**Work to be completed**
Take the material below and retype it in full; pictures are left out.

**Data provided**
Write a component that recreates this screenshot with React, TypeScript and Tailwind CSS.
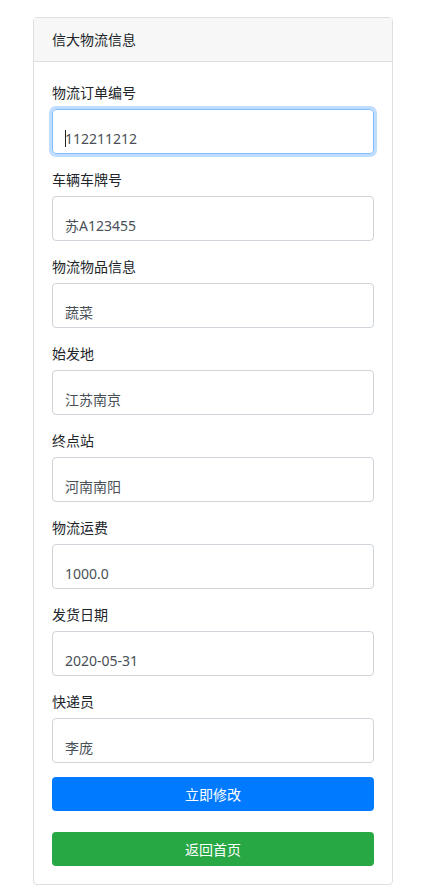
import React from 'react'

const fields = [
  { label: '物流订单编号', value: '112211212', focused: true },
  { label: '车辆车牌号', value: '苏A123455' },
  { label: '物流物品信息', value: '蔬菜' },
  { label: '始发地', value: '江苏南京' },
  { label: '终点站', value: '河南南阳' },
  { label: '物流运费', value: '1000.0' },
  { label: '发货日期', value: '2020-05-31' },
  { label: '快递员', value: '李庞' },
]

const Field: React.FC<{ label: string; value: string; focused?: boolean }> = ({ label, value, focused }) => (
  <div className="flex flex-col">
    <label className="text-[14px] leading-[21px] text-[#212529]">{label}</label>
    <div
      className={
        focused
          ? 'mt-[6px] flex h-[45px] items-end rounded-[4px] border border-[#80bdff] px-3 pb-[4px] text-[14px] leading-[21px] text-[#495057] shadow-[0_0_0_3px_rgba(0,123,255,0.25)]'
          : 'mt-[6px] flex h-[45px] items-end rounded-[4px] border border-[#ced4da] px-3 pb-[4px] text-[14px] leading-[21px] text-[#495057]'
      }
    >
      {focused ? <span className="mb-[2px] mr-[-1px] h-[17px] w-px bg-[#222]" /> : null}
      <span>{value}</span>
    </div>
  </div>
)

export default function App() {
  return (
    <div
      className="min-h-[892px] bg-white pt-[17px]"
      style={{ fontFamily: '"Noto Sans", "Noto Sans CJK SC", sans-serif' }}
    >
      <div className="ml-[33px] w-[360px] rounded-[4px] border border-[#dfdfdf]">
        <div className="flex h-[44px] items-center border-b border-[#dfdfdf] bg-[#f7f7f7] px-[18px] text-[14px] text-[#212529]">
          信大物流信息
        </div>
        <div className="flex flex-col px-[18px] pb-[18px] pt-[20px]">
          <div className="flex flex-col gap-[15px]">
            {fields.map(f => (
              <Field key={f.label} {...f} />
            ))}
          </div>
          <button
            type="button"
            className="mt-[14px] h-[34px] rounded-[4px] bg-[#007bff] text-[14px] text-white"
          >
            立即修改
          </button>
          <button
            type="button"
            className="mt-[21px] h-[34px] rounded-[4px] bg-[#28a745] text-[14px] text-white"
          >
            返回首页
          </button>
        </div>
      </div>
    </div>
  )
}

**Completed exercise**
Write a component that recreates this screenshot with React, TypeScript and Tailwind CSS.
import React from 'react'

const fields = [
  { label: '物流订单编号', value: '112211212', focused: true },
  { label: '车辆车牌号', value: '苏A123455' },
  { label: '物流物品信息', value: '蔬菜' },
  { label: '始发地', value: '江苏南京' },
  { label: '终点站', value: '河南南阳' },
  { label: '物流运费', value: '1000.0' },
  { label: '发货日期', value: '2020-05-31' },
  { label: '快递员', value: '李庞' },
]

const Field: React.FC<{ label: string; value: string; focused?: boolean }> = ({ label, value, focused }) => (
  <div className="flex flex-col">
    <label className="text-[14px] leading-[21px] text-[#212529]">{label}</label>
    <div
      className={
        focused
          ? 'mt-[6px] flex h-[45px] items-end rounded-[4px] border border-[#80bdff] px-3 pb-[4px] text-[14px] leading-[21px] text-[#495057] shadow-[0_0_0_3px_rgba(0,123,255,0.25)]'
          : 'mt-[6px] flex h-[45px] items-end rounded-[4px] border border-[#ced4da] px-3 pb-[4px] text-[14px] leading-[21px] text-[#495057]'
      }
    >
      {focused ? <span className="mb-[2px] mr-[-1px] h-[17px] w-px bg-[#222]" /> : null}
      <span>{value}</span>
    </div>
  </div>
)

export default function App() {
  return (
    <div
      className="min-h-[892px] bg-white pt-[17px]"
      style={{ fontFamily: '"Noto Sans", "Noto Sans CJK SC", sans-serif' }}
    >
      <div className="ml-[33px] w-[360px] rounded-[4px] border border-[#dfdfdf]">
        <div className="flex h-[44px] items-center border-b border-[#dfdfdf] bg-[#f7f7f7] px-[18px] text-[14px] text-[#212529]">
          信大物流信息
        </div>
        <div className="flex flex-col px-[18px] pb-[18px] pt-[20px]">
          <div className="flex flex-col gap-[15px]">
            {fields.map(f => (
              <Field key={f.label} {...f} />
            ))}
          </div>
          <button
            type="button"
            className="mt-[14px] h-[34px] rounded-[4px] bg-[#007bff] text-[14px] text-white"
          >
            立即修改
          </button>
          <button
            type="button"
            className="mt-[21px] h-[34px] rounded-[4px] bg-[#28a745] text-[14px] text-white"
          >
            返回首页
          </button>
        </div>
      </div>
    </div>
  )
}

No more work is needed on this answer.